DATA LINES:
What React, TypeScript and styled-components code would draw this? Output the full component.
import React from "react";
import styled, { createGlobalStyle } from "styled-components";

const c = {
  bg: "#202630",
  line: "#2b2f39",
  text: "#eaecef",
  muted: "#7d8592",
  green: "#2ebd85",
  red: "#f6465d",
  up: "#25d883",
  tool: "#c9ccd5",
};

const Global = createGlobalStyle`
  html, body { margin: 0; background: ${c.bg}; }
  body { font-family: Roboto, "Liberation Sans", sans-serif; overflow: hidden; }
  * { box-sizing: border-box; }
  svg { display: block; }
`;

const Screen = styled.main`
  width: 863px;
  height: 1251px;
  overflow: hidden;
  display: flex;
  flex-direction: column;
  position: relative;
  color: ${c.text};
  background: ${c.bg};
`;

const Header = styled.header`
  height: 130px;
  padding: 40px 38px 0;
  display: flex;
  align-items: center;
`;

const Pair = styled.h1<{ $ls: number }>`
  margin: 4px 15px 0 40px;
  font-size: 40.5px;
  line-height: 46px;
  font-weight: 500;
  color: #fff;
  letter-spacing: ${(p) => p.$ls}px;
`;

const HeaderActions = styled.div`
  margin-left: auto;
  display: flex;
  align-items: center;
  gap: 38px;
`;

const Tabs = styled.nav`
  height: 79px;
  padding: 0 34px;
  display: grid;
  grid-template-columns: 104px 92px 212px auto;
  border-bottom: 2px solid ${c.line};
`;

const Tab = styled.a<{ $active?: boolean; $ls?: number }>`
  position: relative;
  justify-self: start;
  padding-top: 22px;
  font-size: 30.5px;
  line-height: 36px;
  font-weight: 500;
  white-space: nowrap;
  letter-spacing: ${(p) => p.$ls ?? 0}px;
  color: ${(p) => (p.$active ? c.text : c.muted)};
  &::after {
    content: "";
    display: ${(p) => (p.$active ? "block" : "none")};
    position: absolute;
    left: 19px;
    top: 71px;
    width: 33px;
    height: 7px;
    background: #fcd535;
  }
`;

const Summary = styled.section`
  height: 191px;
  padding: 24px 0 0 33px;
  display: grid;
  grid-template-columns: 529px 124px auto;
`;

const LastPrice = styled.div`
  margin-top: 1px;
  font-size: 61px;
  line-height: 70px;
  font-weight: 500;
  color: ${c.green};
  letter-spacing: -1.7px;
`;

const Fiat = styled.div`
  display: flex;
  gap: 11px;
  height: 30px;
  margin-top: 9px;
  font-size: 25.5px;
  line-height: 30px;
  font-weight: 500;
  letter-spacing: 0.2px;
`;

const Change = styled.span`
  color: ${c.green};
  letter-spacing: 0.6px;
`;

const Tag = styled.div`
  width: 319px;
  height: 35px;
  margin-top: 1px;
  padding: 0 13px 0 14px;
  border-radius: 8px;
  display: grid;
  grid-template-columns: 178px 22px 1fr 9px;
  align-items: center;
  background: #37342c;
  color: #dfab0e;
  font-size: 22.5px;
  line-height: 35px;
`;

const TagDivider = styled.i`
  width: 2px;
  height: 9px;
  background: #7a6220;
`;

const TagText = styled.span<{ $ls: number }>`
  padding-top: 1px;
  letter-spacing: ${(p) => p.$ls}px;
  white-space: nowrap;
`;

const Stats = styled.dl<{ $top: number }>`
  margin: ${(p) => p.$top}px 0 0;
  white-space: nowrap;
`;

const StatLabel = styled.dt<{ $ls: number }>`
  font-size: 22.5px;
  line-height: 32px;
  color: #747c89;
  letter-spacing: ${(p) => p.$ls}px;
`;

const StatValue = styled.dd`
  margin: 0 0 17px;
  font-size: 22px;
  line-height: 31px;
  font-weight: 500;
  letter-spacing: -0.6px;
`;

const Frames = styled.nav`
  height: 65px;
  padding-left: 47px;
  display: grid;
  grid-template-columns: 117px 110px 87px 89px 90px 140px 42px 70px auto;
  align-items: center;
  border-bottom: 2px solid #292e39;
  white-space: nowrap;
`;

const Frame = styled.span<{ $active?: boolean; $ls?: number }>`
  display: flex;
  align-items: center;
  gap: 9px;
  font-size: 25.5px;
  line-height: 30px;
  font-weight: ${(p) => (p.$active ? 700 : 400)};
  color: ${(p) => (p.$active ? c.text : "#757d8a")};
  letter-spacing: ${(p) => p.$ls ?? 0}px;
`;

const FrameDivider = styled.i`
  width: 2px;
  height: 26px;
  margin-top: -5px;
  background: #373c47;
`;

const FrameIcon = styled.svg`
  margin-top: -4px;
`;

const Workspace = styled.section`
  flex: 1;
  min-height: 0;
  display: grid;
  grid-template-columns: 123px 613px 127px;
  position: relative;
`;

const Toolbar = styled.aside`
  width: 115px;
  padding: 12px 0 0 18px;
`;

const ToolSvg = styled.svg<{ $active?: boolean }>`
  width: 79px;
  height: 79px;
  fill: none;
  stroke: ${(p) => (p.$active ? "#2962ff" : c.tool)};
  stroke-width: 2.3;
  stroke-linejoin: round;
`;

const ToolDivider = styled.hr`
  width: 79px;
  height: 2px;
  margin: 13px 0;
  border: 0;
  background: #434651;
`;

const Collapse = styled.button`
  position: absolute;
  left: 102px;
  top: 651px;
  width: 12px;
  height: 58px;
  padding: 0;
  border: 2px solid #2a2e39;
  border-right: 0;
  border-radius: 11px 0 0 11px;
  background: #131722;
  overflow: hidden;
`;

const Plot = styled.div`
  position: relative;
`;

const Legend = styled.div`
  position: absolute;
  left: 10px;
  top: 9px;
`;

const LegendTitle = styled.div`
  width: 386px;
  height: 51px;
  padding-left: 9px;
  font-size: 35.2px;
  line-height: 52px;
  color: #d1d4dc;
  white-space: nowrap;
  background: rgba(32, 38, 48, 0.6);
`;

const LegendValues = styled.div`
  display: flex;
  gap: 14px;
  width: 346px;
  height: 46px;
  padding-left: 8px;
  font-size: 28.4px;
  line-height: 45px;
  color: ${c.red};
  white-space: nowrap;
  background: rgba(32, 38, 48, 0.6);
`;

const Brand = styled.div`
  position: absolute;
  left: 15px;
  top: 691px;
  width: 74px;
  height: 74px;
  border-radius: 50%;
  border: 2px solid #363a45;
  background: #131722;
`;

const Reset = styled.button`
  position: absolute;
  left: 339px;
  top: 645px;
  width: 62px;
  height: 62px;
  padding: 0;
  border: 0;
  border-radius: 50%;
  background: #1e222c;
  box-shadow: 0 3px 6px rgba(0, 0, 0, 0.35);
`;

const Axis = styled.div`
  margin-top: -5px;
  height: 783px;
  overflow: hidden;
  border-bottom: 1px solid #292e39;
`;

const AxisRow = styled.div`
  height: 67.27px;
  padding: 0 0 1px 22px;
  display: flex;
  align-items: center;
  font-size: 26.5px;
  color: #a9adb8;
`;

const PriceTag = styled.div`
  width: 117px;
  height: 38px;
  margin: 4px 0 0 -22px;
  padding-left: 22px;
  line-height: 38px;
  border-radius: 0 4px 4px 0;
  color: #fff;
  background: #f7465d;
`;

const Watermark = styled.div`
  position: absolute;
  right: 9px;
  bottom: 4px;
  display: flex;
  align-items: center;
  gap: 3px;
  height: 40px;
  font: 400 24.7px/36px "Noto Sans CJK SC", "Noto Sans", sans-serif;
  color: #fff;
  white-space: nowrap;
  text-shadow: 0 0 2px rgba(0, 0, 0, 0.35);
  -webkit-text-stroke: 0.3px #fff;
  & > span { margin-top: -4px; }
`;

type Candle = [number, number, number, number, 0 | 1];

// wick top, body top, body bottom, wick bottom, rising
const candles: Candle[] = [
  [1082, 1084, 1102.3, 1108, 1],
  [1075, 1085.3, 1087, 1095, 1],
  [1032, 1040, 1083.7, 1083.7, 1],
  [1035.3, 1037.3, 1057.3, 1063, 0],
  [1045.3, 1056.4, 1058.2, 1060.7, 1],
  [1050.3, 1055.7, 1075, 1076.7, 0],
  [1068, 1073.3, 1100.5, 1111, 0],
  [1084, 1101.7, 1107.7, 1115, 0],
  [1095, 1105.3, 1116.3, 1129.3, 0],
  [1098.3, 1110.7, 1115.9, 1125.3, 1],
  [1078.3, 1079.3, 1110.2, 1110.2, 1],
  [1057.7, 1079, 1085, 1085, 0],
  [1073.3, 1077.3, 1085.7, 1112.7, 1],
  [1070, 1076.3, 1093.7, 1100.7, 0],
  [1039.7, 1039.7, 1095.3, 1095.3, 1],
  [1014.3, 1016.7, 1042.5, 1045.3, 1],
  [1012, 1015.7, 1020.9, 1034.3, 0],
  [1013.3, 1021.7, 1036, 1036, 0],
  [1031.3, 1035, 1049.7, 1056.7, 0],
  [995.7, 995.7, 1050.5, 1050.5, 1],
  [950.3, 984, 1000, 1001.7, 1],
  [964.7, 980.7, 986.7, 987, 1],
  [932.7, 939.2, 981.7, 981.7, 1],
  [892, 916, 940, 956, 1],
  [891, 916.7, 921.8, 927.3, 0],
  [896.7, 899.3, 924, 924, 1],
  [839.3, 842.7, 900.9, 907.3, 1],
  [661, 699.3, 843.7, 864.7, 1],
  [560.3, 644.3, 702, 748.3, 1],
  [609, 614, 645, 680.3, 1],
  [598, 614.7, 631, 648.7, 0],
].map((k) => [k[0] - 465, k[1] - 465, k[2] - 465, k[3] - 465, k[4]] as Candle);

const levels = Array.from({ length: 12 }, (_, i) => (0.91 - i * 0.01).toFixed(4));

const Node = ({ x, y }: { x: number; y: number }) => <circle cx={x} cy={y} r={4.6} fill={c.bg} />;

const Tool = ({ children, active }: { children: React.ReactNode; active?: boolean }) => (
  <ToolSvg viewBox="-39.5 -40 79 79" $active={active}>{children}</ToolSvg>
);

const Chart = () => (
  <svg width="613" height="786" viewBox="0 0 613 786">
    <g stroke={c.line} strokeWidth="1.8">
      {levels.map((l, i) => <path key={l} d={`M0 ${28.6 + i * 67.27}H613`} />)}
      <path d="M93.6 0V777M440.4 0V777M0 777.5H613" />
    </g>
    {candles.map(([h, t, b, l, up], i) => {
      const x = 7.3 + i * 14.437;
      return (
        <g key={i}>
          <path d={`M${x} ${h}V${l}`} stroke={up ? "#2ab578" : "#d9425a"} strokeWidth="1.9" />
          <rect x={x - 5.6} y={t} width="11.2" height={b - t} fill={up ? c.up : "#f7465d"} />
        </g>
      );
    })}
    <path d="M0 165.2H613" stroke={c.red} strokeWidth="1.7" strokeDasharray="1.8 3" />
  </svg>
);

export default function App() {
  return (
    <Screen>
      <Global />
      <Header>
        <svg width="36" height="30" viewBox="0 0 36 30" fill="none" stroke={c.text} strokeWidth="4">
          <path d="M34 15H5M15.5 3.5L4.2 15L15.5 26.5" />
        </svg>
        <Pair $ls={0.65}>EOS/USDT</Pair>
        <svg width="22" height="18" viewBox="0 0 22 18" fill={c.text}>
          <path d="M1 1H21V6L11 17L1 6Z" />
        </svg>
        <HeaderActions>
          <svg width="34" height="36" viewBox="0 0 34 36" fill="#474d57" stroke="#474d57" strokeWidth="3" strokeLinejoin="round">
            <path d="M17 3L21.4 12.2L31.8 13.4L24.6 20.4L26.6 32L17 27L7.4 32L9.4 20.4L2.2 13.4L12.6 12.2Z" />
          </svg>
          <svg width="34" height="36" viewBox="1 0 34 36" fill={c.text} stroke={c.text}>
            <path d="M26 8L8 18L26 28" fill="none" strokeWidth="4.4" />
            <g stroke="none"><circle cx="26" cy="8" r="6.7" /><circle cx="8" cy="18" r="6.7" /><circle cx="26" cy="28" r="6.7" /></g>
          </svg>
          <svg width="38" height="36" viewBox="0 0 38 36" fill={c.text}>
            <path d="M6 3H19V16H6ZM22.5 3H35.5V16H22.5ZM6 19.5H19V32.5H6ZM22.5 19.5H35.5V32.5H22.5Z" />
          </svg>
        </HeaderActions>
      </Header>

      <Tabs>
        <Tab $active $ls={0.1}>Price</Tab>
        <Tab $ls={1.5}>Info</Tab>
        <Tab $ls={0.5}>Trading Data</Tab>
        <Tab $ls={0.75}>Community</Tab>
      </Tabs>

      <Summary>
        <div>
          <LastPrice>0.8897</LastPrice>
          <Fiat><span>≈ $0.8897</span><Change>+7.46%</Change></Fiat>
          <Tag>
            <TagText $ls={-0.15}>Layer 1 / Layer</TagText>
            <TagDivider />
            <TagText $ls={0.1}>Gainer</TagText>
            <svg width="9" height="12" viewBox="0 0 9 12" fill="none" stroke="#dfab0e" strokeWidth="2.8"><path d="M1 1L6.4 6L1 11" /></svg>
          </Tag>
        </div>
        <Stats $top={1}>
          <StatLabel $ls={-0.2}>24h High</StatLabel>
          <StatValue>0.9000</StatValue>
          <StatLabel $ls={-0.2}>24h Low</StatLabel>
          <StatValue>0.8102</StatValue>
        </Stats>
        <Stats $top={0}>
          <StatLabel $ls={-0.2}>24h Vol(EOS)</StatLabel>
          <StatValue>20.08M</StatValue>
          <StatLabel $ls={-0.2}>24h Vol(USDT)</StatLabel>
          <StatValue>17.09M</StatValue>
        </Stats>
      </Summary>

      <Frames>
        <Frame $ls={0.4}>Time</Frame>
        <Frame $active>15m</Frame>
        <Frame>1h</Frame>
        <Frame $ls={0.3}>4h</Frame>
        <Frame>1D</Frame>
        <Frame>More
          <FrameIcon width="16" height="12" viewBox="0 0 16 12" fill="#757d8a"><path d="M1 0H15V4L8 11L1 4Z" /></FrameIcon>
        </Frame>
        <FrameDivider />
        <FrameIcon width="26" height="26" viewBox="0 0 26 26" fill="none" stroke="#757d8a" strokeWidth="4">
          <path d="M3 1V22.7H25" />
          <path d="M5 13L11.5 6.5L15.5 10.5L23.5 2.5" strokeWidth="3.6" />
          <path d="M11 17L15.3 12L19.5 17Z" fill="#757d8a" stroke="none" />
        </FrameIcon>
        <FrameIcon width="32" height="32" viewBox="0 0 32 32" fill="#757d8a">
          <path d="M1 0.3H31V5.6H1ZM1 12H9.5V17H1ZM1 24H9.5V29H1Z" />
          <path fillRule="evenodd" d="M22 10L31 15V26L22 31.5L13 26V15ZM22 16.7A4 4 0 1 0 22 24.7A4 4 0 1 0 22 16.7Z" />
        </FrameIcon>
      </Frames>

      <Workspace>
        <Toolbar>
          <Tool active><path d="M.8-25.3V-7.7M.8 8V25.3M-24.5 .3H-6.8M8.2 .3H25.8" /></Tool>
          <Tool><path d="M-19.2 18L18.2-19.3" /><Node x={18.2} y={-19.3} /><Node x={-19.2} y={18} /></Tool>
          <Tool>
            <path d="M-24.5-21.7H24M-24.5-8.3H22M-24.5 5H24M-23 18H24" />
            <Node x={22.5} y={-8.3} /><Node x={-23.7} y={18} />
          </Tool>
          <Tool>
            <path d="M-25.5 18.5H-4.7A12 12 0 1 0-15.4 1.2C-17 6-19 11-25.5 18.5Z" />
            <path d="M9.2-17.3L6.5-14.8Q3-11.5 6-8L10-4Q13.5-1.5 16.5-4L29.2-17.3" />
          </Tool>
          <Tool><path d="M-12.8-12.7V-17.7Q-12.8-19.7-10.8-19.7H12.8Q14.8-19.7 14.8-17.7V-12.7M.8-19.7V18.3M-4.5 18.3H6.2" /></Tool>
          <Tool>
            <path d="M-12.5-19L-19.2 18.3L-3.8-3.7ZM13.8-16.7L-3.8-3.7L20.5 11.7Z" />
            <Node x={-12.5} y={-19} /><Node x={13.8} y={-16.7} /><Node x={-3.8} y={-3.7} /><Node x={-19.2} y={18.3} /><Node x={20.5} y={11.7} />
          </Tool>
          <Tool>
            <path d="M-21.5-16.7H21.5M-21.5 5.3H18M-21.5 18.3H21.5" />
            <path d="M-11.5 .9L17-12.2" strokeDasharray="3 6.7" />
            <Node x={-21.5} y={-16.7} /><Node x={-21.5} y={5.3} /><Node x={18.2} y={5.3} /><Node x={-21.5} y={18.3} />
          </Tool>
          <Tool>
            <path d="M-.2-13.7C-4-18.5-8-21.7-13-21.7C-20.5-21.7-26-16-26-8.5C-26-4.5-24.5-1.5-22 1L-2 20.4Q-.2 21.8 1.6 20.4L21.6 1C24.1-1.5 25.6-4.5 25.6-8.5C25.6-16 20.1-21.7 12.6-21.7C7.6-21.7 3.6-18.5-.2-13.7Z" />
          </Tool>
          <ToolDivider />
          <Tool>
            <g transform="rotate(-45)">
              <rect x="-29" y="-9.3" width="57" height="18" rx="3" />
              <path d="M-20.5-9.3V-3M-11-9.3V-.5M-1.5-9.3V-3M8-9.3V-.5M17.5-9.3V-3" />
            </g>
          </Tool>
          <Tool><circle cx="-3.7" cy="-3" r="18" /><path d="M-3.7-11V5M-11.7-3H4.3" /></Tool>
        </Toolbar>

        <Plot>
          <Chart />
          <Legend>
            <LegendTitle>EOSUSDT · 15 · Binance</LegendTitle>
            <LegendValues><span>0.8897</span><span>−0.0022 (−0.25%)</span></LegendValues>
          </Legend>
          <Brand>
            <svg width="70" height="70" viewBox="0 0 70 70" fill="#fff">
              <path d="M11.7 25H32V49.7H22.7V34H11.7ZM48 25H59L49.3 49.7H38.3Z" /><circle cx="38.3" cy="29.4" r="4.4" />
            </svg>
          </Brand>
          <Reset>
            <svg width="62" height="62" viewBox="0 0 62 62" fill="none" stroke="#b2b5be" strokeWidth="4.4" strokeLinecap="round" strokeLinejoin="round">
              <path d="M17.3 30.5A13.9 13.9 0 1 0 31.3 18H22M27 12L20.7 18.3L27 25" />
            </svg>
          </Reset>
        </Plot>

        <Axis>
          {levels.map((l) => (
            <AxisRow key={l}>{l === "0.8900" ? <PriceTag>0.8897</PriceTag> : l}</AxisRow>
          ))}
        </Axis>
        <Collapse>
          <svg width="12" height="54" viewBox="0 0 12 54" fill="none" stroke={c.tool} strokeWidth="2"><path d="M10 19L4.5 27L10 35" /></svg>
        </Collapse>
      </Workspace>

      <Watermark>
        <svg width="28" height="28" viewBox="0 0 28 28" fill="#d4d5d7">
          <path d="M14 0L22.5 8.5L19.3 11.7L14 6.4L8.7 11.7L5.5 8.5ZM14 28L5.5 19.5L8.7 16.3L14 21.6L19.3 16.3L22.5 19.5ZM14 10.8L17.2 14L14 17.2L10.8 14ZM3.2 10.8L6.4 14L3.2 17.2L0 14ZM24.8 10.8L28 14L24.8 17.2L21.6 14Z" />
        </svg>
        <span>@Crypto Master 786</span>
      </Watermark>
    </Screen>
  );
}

WHAT IS REQUIRED:
Gather all the lines that include the word "React" and copy them out.

RESPONSE:
What React, TypeScript and styled-components code would draw this? Output the full component.
import React from "react";
const Tool = ({ children, active }: { children: React.ReactNode; active?: boolean }) => (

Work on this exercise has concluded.